What to produce: Write only the number of lines holding the string "styles".

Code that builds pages

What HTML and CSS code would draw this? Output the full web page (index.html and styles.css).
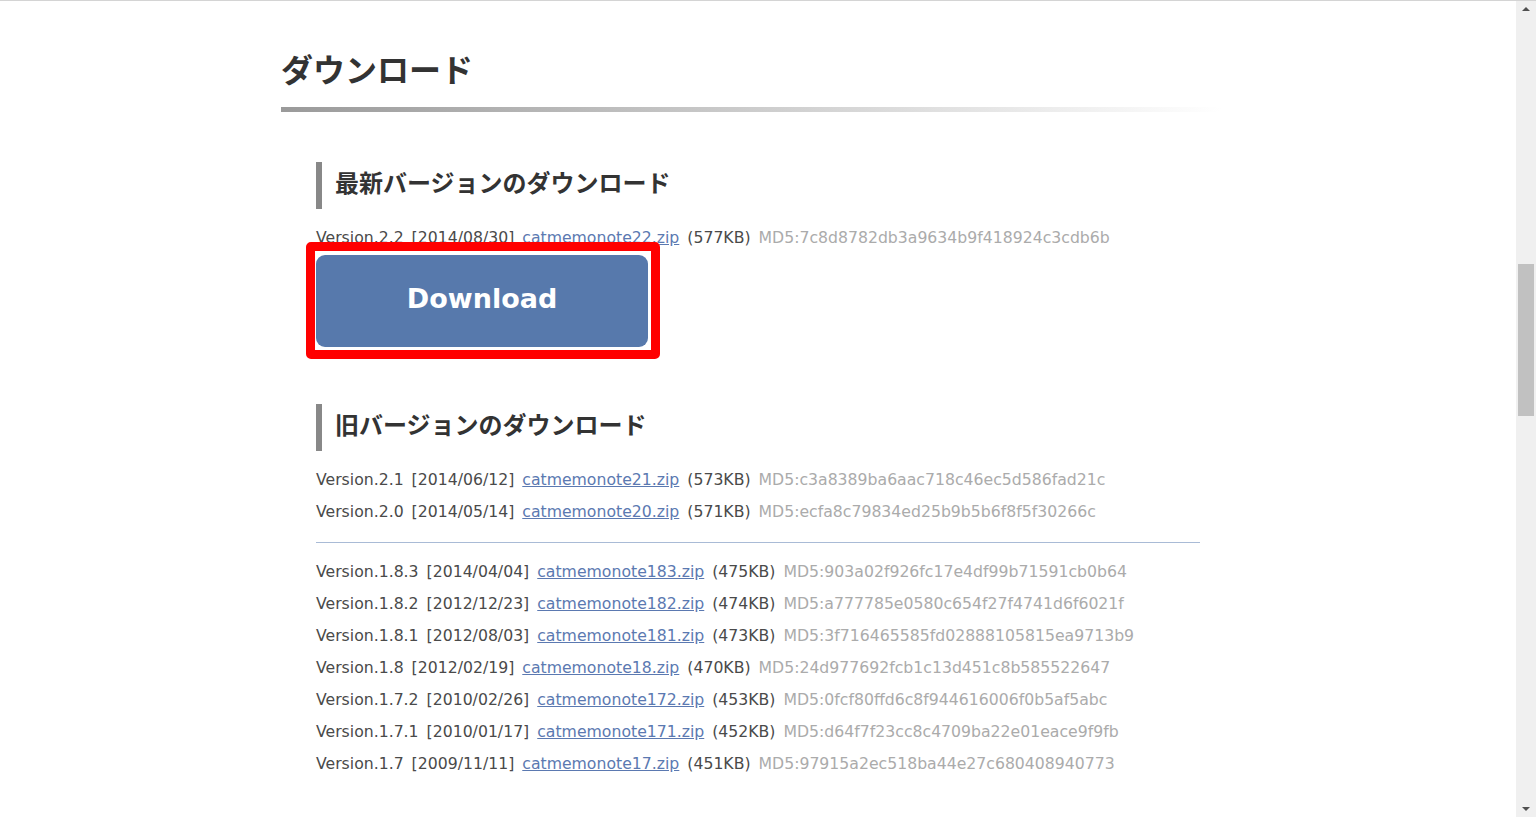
FILE: index.html
```html
<!DOCTYPE html>
<html lang="ja">
<head>
<meta charset="utf-8">
<title>ダウンロード</title>
<link rel="stylesheet" href="styles.css">
</head>
<body>
<div class="topline"></div>
<main class="page">
  <h2 class="title">ダウンロード</h2>

  <section class="sect">
    <h3 class="subtitle">最新バージョンのダウンロード</h3>
    <div class="row">Version.2.2 [2014/08/30] <a href="#">catmemonote22.zip</a> (577KB) <span class="md5">MD5:7c8d8782db3a9634b9f418924c3cdb6b</span></div>
    <div class="btnwrap">
      <a class="dlbtn" href="#">Download</a>
      <span class="mark"></span>
    </div>
  </section>

  <section class="sect sect-old">
    <h3 class="subtitle">旧バージョンのダウンロード</h3>
    <div class="row">Version.2.1 [2014/06/12] <a href="#">catmemonote21.zip</a> (573KB) <span class="md5">MD5:c3a8389ba6aac718c46ec5d586fad21c</span></div>
    <div class="row">Version.2.0 [2014/05/14] <a href="#">catmemonote20.zip</a> (571KB) <span class="md5">MD5:ecfa8c79834ed25b9b5b6f8f5f30266c</span></div>
    <hr class="sep">
    <div class="row">Version.1.8.3 [2014/04/04] <a href="#">catmemonote183.zip</a> (475KB) <span class="md5">MD5:903a02f926fc17e4df99b71591cb0b64</span></div>
    <div class="row">Version.1.8.2 [2012/12/23] <a href="#">catmemonote182.zip</a> (474KB) <span class="md5">MD5:a777785e0580c654f27f4741d6f6021f</span></div>
    <div class="row">Version.1.8.1 [2012/08/03] <a href="#">catmemonote181.zip</a> (473KB) <span class="md5">MD5:3f716465585fd02888105815ea9713b9</span></div>
    <div class="row">Version.1.8 [2012/02/19] <a href="#">catmemonote18.zip</a> (470KB) <span class="md5">MD5:24d977692fcb1c13d451c8b585522647</span></div>
    <div class="row">Version.1.7.2 [2010/02/26] <a href="#">catmemonote172.zip</a> (453KB) <span class="md5">MD5:0fcf80ffd6c8f944616006f0b5af5abc</span></div>
    <div class="row">Version.1.7.1 [2010/01/17] <a href="#">catmemonote171.zip</a> (452KB) <span class="md5">MD5:d64f7f23cc8c4709ba22e01eace9f9fb</span></div>
    <div class="row">Version.1.7 [2009/11/11] <a href="#">catmemonote17.zip</a> (451KB) <span class="md5">MD5:97915a2ec518ba44e27c680408940773</span></div>
  </section>
</main>

<div class="scrollbar">
  <span class="arrow up"></span>
  <span class="thumb"></span>
  <span class="arrow down"></span>
</div>
</body>
</html>
```

FILE: styles.css
```css
html, body {
  margin: 0;
  padding: 0;
  background: #fff;
  overflow: hidden;
  height: 817px;
}

body {
  font-family: "DejaVu Sans", "Noto Sans CJK JP", sans-serif;
  color: #444;
}

.topline {
  height: 1px;
  background: #d4d4d4;
}

.page {
  width: 940px;
  margin-left: 281px;
  padding-top: 45px;
}

.title {
  margin: 0;
  font-family: "Noto Sans CJK JP", sans-serif;
  font-size: 32px;
  font-weight: 700;
  line-height: 44px;
  color: #333;
}

.title::after {
  content: "";
  display: block;
  height: 5px;
  margin-top: 17px;
  background: linear-gradient(to right, #9a9a9a 0%, #d6d6d6 60%, #ffffff 100%);
}

.sect {
  margin-left: 35px;
  width: 884px;
}

.sect:first-of-type {
  margin-top: 50px;
}

.subtitle {
  margin: 0 0 12px;
  height: 39px;
  line-height: 39px;
  padding-bottom: 8px;
  border-left: 6px solid #888;
  padding-left: 13px;
  font-family: "Noto Sans CJK JP", sans-serif;
  font-size: 24px;
  font-weight: 700;
  color: #333;
}

.sect-old {
  margin-top: 57px;
}

.row {
  height: 32px;
  line-height: 34px;
  font-size: 15.7px;
  word-spacing: 3px;
  white-space: nowrap;
  color: #4a4a4a;
}

.row a {
  color: #5b79b1;
  text-decoration: underline;
}

.md5 {
  color: #ababab;
}

.sep {
  margin: 15px 0 12px;
  border: 0;
  height: 1px;
  background: #a9bbd6;
}

.btnwrap {
  position: relative;
  margin-top: 2px;
  width: 332px;
  height: 92px;
}

.dlbtn {
  display: flex;
  align-items: center;
  justify-content: center;
  box-sizing: border-box;
  width: 332px;
  height: 92px;
  padding-bottom: 6px;
  border-radius: 9px;
  background: #5779ac;
  color: #fff;
  font-family: "DejaVu Sans", sans-serif;
  font-weight: 700;
  font-size: 27px;
  text-decoration: none;
}

.mark {
  position: absolute;
  left: -10px;
  top: -13px;
  width: 336px;
  height: 99px;
  border: 9px solid #ff0000;
  border-radius: 5px;
  pointer-events: none;
}

.scrollbar {
  position: fixed;
  top: 1px;
  right: 0;
  width: 20px;
  height: 816px;
  background: #f0f0f0;
}

.thumb {
  position: absolute;
  left: 2px;
  top: 263px;
  width: 16px;
  height: 152px;
  background: #c1c1c1;
}

.arrow {
  position: absolute;
  left: 6px;
  width: 0;
  height: 0;
  border-left: 4px solid transparent;
  border-right: 4px solid transparent;
}

.arrow.up {
  top: 6px;
  border-bottom: 4px solid #505050;
}

.arrow.down {
  bottom: 6px;
  border-top: 4px solid #505050;
}
```
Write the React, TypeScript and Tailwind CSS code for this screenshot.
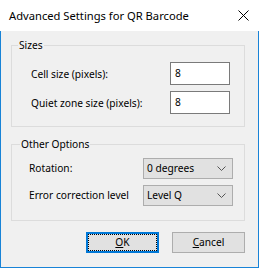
import React from "react";

const font = { fontFamily: '"Noto Sans", "Segoe UI", sans-serif' };

function Chevron() {
  return (
    <svg width="9" height="5" viewBox="0 0 9 5" className="shrink-0">
      <polyline points="0.5,0.5 4.5,4.5 8.5,0.5" fill="none" stroke="#555" strokeWidth="1" />
    </svg>
  );
}

function Select({ value }: { value: string }) {
  return (
    <div className="w-[90px] h-[21px] bg-[#e1e1e1] border border-[#adadad] flex items-center justify-between pl-[3px] pr-[6px]">
      <span className="leading-none">{value}</span>
      <Chevron />
    </div>
  );
}

function Input({ value }: { value: string }) {
  return (
    <div className="w-[60px] h-[23px] bg-white border border-[#7a7a7a] flex items-center pl-[4px]">
      <span className="leading-none">{value}</span>
    </div>
  );
}

export default function App() {
  return (
    <div className="w-[259px] h-[268px] flex flex-col text-[10.2px] text-black select-none whitespace-nowrap" style={font}>
      <div className="h-[31px] bg-white flex items-center justify-between pl-[9px] pr-[10px]">
        <span className="leading-none text-[11.2px]">Advanced Settings for QR Barcode</span>
        <svg width="11" height="11" viewBox="0 0 11 11">
          <path d="M0.5 0.5 L10.5 10.5 M10.5 0.5 L0.5 10.5" stroke="#000" strokeWidth="1" />
        </svg>
      </div>
      <div className="flex-1 bg-[#f0f0f0] border-l border-r border-b border-[#1883d7] flex flex-col pl-[10px] pr-[13px] pt-[14px]">
        <div className="relative border border-[#dcdcdc] pt-[16px] pb-[12px] pl-[19px] pr-[14px] flex flex-col gap-[6px]">
          <span className="absolute -top-[9px] left-[6px] bg-[#f0f0f0] px-[1px] leading-[16px]">Sizes</span>
          <div className="flex items-center justify-between">
            <span className="pt-[2px]">Cell size (pixels):</span>
            <Input value="8" />
          </div>
          <div className="flex items-center justify-between">
            <span className="pt-[2px]">Quiet zone size (pixels):</span>
            <Input value="8" />
          </div>
        </div>
        <div className="relative mt-[17px] border border-[#dcdcdc] pt-[13px] pb-[14px] pl-[17px] pr-[11px] flex flex-col gap-[6px]">
          <span className="absolute -top-[9px] left-[8px] bg-[#f0f0f0] px-[1px] leading-[16px]">Other Options</span>
          <div className="flex items-center justify-between">
            <span>Rotation:</span>
            <Select value="0 degrees" />
          </div>
          <div className="flex items-center justify-between">
            <span>Error correction level</span>
            <Select value="Level Q" />
          </div>
        </div>
        <div className="mt-[11px] flex justify-end gap-[13px]">
          <div className="w-[73px] h-[21px] border-2 border-[#0078d7] bg-[#e1e1e1] p-0">
            <div className="w-full h-full border border-dotted border-black flex items-center justify-center">
              <span className="leading-none"><span className="underline">O</span>K</span>
            </div>
          </div>
          <div className="w-[73px] h-[21px] border border-[#adadad] bg-[#e1e1e1] flex items-center justify-center">
            <span className="leading-none"><span className="underline">C</span>ancel</span>
          </div>
        </div>
      </div>
    </div>
  );
}
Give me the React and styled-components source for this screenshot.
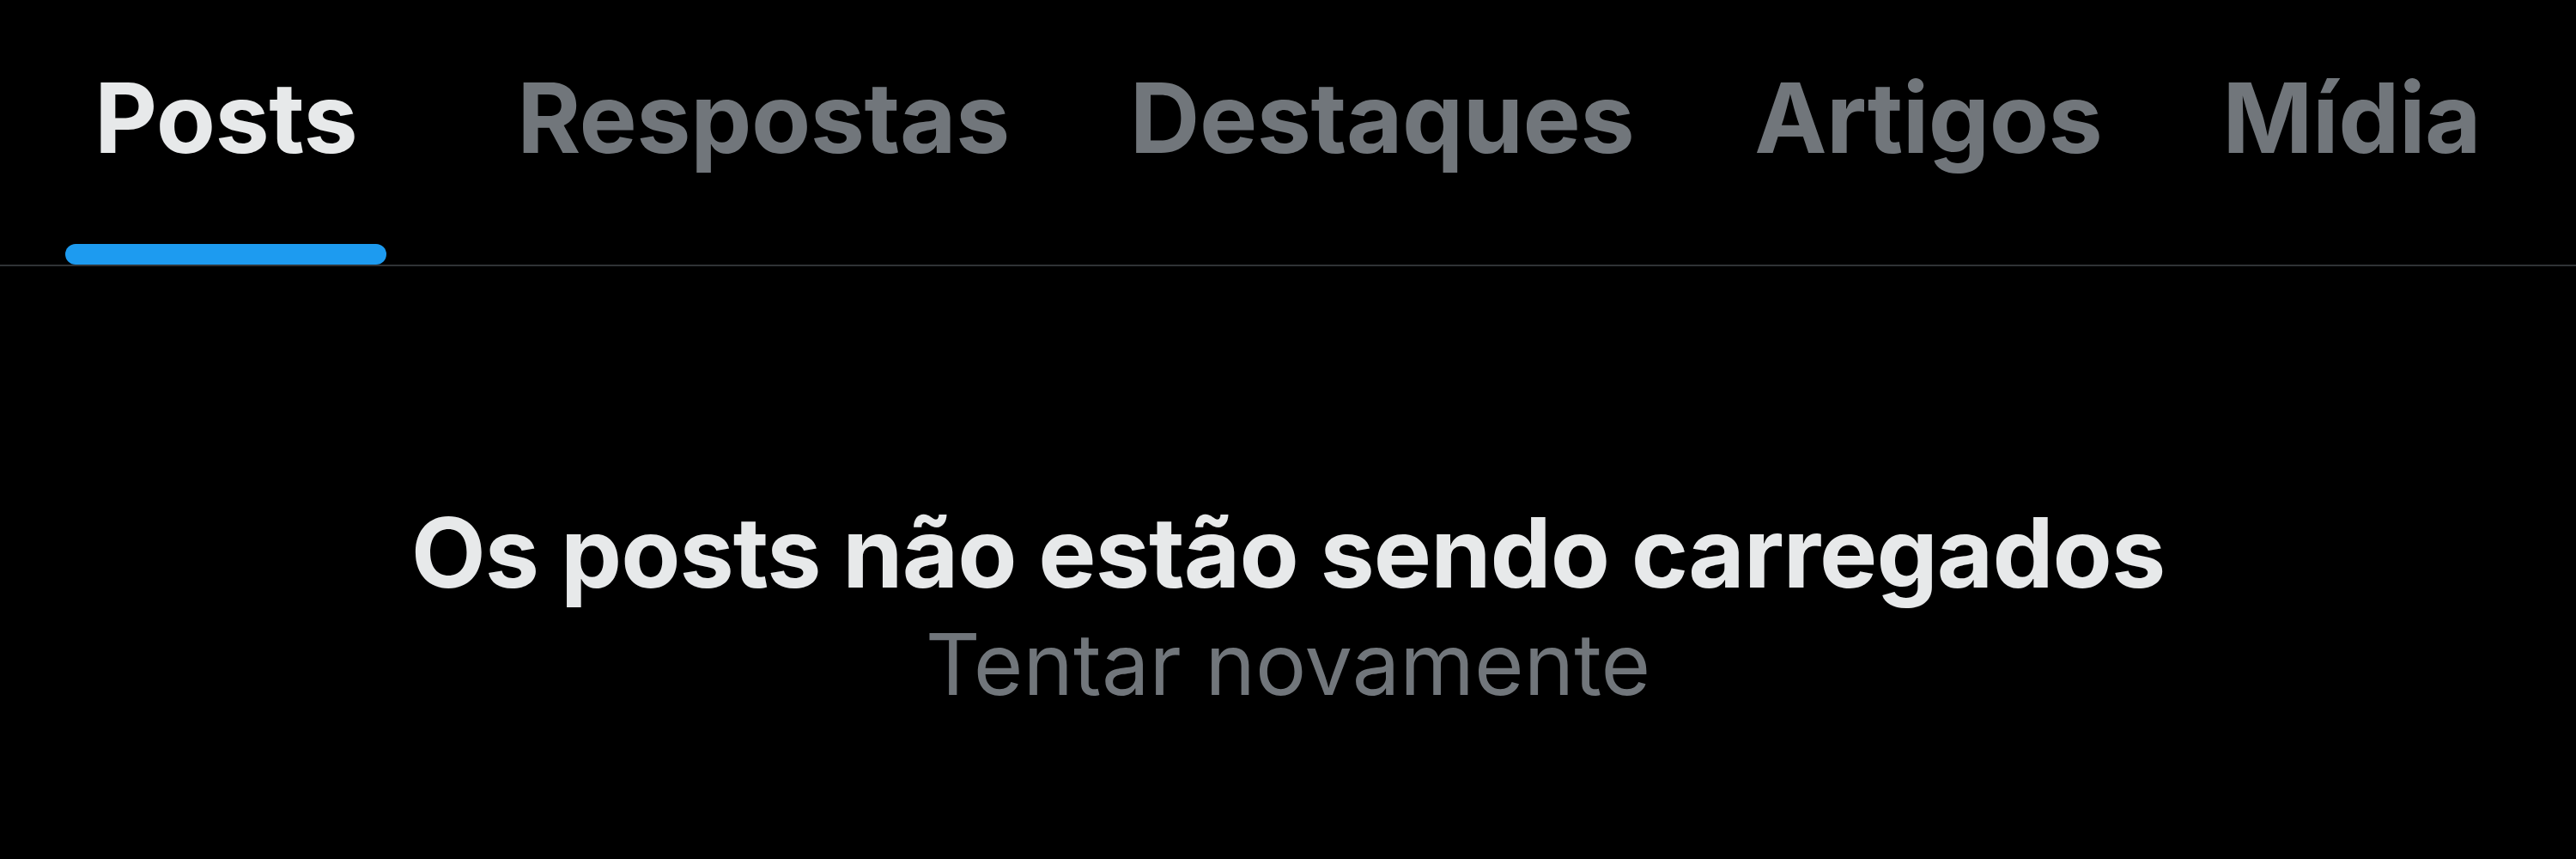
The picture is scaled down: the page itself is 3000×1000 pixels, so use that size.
import React from "react";
import styled, { createGlobalStyle } from "styled-components";

const GlobalStyle = createGlobalStyle`
  html, body {
    margin: 0;
    padding: 0;
    background: #000000;
  }
  body {
    width: 3000px;
    height: 1000px;
    overflow: hidden;
    font-family: Inter, "Noto Sans", "Liberation Sans", sans-serif;
    -webkit-font-smoothing: antialiased;
  }
`;

const Screen = styled.div`
  width: 3000px;
  height: 1000px;
  background: #000000;
  display: flex;
  flex-direction: column;
`;

const TabList = styled.nav`
  display: flex;
  align-items: flex-end;
  padding: 81px 0 0 40px;
  border-bottom: 2px solid #2f3336;
`;

const Tab = styled.div`
  display: flex;
  flex-direction: column;
  align-items: center;
  padding: 0 70px;
  margin-right: ${(p) => (p.$active ? "46px" : "0")};
`;

const TabLabel = styled.span`
  font-size: 113px;
  line-height: 113px;
  font-weight: 700;
  letter-spacing: -0.5px;
  white-space: nowrap;
  color: ${(p) => (p.$active ? "#e7e9ea" : "#71767b")};
`;

const Indicator = styled.div`
  align-self: stretch;
  margin: 90px -34px 0;
  height: 24px;
  border-radius: 12px;
  background: ${(p) => (p.$active ? "#1d9bf0" : "transparent")};
`;

const Empty = styled.section`
  display: flex;
  flex-direction: column;
  align-items: center;
  padding-top: 277px;
`;

const Title = styled.h2`
  margin: 0;
  font-size: 113px;
  line-height: 113px;
  font-weight: 700;
  letter-spacing: -1px;
  color: #e7e9ea;
  white-space: nowrap;
`;

const Retry = styled.button`
  margin-top: 24px;
  padding: 0;
  border: 0;
  background: none;
  font-family: inherit;
  font-size: 99px;
  line-height: 99px;
  font-weight: 400;
  color: #71767b;
  cursor: pointer;
  white-space: nowrap;
`;

const tabs = ["Posts", "Respostas", "Destaques", "Artigos", "Mídia"];

export default function App() {
  return (
    <>
      <GlobalStyle />
      <Screen>
        <TabList>
          {tabs.map((t, i) => (
            <Tab key={t} $active={i === 0}>
              <TabLabel $active={i === 0}>{t}</TabLabel>
              <Indicator $active={i === 0} />
            </Tab>
          ))}
        </TabList>
        <Empty>
          <Title>Os posts não estão sendo carregados</Title>
          <Retry>Tentar novamente</Retry>
        </Empty>
      </Screen>
    </>
  );
}
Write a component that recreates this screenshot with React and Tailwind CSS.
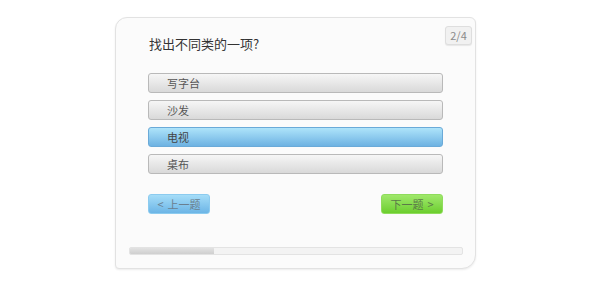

Task output: 3